Restate each line word for word. Leave out every picture.

● **COLLECTED DATA**
· · ·

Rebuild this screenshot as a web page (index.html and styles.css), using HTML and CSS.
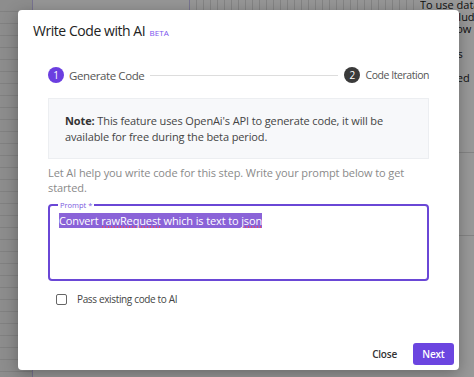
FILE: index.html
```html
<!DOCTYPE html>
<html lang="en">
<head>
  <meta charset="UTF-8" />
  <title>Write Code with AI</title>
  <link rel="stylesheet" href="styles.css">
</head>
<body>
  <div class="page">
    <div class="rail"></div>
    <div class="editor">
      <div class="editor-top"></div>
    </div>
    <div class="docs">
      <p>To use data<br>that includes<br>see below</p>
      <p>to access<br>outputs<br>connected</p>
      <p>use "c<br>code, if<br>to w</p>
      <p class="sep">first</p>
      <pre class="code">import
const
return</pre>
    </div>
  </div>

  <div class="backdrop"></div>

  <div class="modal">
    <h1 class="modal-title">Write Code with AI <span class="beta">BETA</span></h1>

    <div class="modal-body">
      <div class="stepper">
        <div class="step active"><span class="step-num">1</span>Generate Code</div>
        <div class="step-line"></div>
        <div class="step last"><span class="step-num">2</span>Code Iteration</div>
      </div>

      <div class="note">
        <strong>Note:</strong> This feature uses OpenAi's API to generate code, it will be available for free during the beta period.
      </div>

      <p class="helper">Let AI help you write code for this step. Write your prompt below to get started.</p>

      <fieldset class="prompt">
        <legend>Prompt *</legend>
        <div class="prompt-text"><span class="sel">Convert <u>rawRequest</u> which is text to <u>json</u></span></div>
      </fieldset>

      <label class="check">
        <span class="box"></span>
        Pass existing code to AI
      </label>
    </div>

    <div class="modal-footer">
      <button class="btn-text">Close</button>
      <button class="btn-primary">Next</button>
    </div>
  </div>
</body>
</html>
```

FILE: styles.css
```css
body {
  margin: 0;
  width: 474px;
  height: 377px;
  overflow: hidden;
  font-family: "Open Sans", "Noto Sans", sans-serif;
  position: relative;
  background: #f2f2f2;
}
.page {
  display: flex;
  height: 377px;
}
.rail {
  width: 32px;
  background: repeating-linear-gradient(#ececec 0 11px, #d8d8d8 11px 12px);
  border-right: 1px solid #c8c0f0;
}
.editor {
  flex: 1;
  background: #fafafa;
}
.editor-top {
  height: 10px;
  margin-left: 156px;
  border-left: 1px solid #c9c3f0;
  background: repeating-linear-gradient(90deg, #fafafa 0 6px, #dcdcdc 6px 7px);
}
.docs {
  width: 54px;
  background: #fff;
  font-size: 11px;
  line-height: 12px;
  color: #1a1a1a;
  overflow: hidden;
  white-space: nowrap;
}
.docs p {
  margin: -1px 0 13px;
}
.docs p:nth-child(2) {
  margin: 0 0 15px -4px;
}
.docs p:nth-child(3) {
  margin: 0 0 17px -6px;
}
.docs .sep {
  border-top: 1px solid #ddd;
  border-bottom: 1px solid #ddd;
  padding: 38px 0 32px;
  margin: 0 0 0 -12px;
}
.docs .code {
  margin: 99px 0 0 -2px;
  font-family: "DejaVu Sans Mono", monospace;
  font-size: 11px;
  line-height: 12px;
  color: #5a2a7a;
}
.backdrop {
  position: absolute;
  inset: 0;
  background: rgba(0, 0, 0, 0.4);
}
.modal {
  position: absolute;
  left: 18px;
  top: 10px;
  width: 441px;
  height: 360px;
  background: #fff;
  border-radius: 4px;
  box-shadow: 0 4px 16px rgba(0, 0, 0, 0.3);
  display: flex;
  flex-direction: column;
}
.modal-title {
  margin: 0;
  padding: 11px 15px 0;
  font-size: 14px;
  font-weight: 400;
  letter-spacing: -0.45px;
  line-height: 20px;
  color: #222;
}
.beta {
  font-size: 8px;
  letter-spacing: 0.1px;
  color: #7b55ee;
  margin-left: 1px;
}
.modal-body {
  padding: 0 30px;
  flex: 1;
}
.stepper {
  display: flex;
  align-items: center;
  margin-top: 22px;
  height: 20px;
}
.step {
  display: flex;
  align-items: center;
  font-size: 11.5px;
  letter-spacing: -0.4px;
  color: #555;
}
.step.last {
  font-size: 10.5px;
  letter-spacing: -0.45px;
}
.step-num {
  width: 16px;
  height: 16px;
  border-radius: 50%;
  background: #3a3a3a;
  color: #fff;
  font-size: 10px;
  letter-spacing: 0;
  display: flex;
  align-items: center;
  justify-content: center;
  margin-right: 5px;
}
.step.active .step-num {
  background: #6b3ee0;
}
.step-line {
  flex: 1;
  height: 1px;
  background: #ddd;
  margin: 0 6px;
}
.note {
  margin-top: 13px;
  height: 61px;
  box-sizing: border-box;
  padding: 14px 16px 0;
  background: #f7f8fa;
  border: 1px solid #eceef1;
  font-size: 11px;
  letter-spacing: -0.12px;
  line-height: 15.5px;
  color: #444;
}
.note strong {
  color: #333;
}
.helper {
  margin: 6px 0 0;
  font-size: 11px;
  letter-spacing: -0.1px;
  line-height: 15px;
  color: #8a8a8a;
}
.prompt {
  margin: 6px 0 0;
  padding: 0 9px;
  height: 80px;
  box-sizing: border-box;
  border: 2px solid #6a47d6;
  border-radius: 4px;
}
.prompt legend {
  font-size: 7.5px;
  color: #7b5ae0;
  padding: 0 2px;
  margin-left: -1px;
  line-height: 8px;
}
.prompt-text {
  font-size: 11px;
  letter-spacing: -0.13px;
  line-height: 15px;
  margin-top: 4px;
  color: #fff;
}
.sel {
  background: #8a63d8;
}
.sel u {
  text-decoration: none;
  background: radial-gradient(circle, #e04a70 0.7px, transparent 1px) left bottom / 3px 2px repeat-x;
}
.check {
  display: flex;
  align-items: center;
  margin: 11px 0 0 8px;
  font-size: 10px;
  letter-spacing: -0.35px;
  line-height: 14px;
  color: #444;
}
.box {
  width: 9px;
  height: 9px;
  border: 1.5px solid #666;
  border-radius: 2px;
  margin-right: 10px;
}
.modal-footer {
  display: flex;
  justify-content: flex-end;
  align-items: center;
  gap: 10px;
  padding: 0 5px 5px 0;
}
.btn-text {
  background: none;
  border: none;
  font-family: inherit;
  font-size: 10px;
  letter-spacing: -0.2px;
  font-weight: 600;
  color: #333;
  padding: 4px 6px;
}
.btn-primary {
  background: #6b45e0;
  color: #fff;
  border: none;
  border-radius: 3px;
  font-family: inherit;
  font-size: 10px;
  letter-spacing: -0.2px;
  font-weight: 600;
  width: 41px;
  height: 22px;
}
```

· · ·

● **THE COMPLETED TASK**
Rebuild this screenshot as a web page (index.html and styles.css), using HTML and CSS.
FILE: index.html
```html
<!DOCTYPE html>
<html lang="en">
<head>
  <meta charset="UTF-8" />
  <title>Write Code with AI</title>
  <link rel="stylesheet" href="styles.css">
</head>
<body>
  <div class="page">
    <div class="rail"></div>
    <div class="editor">
      <div class="editor-top"></div>
    </div>
    <div class="docs">
      <p>To use data<br>that includes<br>see below</p>
      <p>to access<br>outputs<br>connected</p>
      <p>use "c<br>code, if<br>to w</p>
      <p class="sep">first</p>
      <pre class="code">import
const
return</pre>
    </div>
  </div>

  <div class="backdrop"></div>

  <div class="modal">
    <h1 class="modal-title">Write Code with AI <span class="beta">BETA</span></h1>

    <div class="modal-body">
      <div class="stepper">
        <div class="step active"><span class="step-num">1</span>Generate Code</div>
        <div class="step-line"></div>
        <div class="step last"><span class="step-num">2</span>Code Iteration</div>
      </div>

      <div class="note">
        <strong>Note:</strong> This feature uses OpenAi's API to generate code, it will be available for free during the beta period.
      </div>

      <p class="helper">Let AI help you write code for this step. Write your prompt below to get started.</p>

      <fieldset class="prompt">
        <legend>Prompt *</legend>
        <div class="prompt-text"><span class="sel">Convert <u>rawRequest</u> which is text to <u>json</u></span></div>
      </fieldset>

      <label class="check">
        <span class="box"></span>
        Pass existing code to AI
      </label>
    </div>

    <div class="modal-footer">
      <button class="btn-text">Close</button>
      <button class="btn-primary">Next</button>
    </div>
  </div>
</body>
</html>
```

FILE: styles.css
```css
body {
  margin: 0;
  width: 474px;
  height: 377px;
  overflow: hidden;
  font-family: "Open Sans", "Noto Sans", sans-serif;
  position: relative;
  background: #f2f2f2;
}
.page {
  display: flex;
  height: 377px;
}
.rail {
  width: 32px;
  background: repeating-linear-gradient(#ececec 0 11px, #d8d8d8 11px 12px);
  border-right: 1px solid #c8c0f0;
}
.editor {
  flex: 1;
  background: #fafafa;
}
.editor-top {
  height: 10px;
  margin-left: 156px;
  border-left: 1px solid #c9c3f0;
  background: repeating-linear-gradient(90deg, #fafafa 0 6px, #dcdcdc 6px 7px);
}
.docs {
  width: 54px;
  background: #fff;
  font-size: 11px;
  line-height: 12px;
  color: #1a1a1a;
  overflow: hidden;
  white-space: nowrap;
}
.docs p {
  margin: -1px 0 13px;
}
.docs p:nth-child(2) {
  margin: 0 0 15px -4px;
}
.docs p:nth-child(3) {
  margin: 0 0 17px -6px;
}
.docs .sep {
  border-top: 1px solid #ddd;
  border-bottom: 1px solid #ddd;
  padding: 38px 0 32px;
  margin: 0 0 0 -12px;
}
.docs .code {
  margin: 99px 0 0 -2px;
  font-family: "DejaVu Sans Mono", monospace;
  font-size: 11px;
  line-height: 12px;
  color: #5a2a7a;
}
.backdrop {
  position: absolute;
  inset: 0;
  background: rgba(0, 0, 0, 0.4);
}
.modal {
  position: absolute;
  left: 18px;
  top: 10px;
  width: 441px;
  height: 360px;
  background: #fff;
  border-radius: 4px;
  box-shadow: 0 4px 16px rgba(0, 0, 0, 0.3);
  display: flex;
  flex-direction: column;
}
.modal-title {
  margin: 0;
  padding: 11px 15px 0;
  font-size: 14px;
  font-weight: 400;
  letter-spacing: -0.45px;
  line-height: 20px;
  color: #222;
}
.beta {
  font-size: 8px;
  letter-spacing: 0.1px;
  color: #7b55ee;
  margin-left: 1px;
}
.modal-body {
  padding: 0 30px;
  flex: 1;
}
.stepper {
  display: flex;
  align-items: center;
  margin-top: 22px;
  height: 20px;
}
.step {
  display: flex;
  align-items: center;
  font-size: 11.5px;
  letter-spacing: -0.4px;
  color: #555;
}
.step.last {
  font-size: 10.5px;
  letter-spacing: -0.45px;
}
.step-num {
  width: 16px;
  height: 16px;
  border-radius: 50%;
  background: #3a3a3a;
  color: #fff;
  font-size: 10px;
  letter-spacing: 0;
  display: flex;
  align-items: center;
  justify-content: center;
  margin-right: 5px;
}
.step.active .step-num {
  background: #6b3ee0;
}
.step-line {
  flex: 1;
  height: 1px;
  background: #ddd;
  margin: 0 6px;
}
.note {
  margin-top: 13px;
  height: 61px;
  box-sizing: border-box;
  padding: 14px 16px 0;
  background: #f7f8fa;
  border: 1px solid #eceef1;
  font-size: 11px;
  letter-spacing: -0.12px;
  line-height: 15.5px;
  color: #444;
}
.note strong {
  color: #333;
}
.helper {
  margin: 6px 0 0;
  font-size: 11px;
  letter-spacing: -0.1px;
  line-height: 15px;
  color: #8a8a8a;
}
.prompt {
  margin: 6px 0 0;
  padding: 0 9px;
  height: 80px;
  box-sizing: border-box;
  border: 2px solid #6a47d6;
  border-radius: 4px;
}
.prompt legend {
  font-size: 7.5px;
  color: #7b5ae0;
  padding: 0 2px;
  margin-left: -1px;
  line-height: 8px;
}
.prompt-text {
  font-size: 11px;
  letter-spacing: -0.13px;
  line-height: 15px;
  margin-top: 4px;
  color: #fff;
}
.sel {
  background: #8a63d8;
}
.sel u {
  text-decoration: none;
  background: radial-gradient(circle, #e04a70 0.7px, transparent 1px) left bottom / 3px 2px repeat-x;
}
.check {
  display: flex;
  align-items: center;
  margin: 11px 0 0 8px;
  font-size: 10px;
  letter-spacing: -0.35px;
  line-height: 14px;
  color: #444;
}
.box {
  width: 9px;
  height: 9px;
  border: 1.5px solid #666;
  border-radius: 2px;
  margin-right: 10px;
}
.modal-footer {
  display: flex;
  justify-content: flex-end;
  align-items: center;
  gap: 10px;
  padding: 0 5px 5px 0;
}
.btn-text {
  background: none;
  border: none;
  font-family: inherit;
  font-size: 10px;
  letter-spacing: -0.2px;
  font-weight: 600;
  color: #333;
  padding: 4px 6px;
}
.btn-primary {
  background: #6b45e0;
  color: #fff;
  border: none;
  border-radius: 3px;
  font-family: inherit;
  font-size: 10px;
  letter-spacing: -0.2px;
  font-weight: 600;
  width: 41px;
  height: 22px;
}
```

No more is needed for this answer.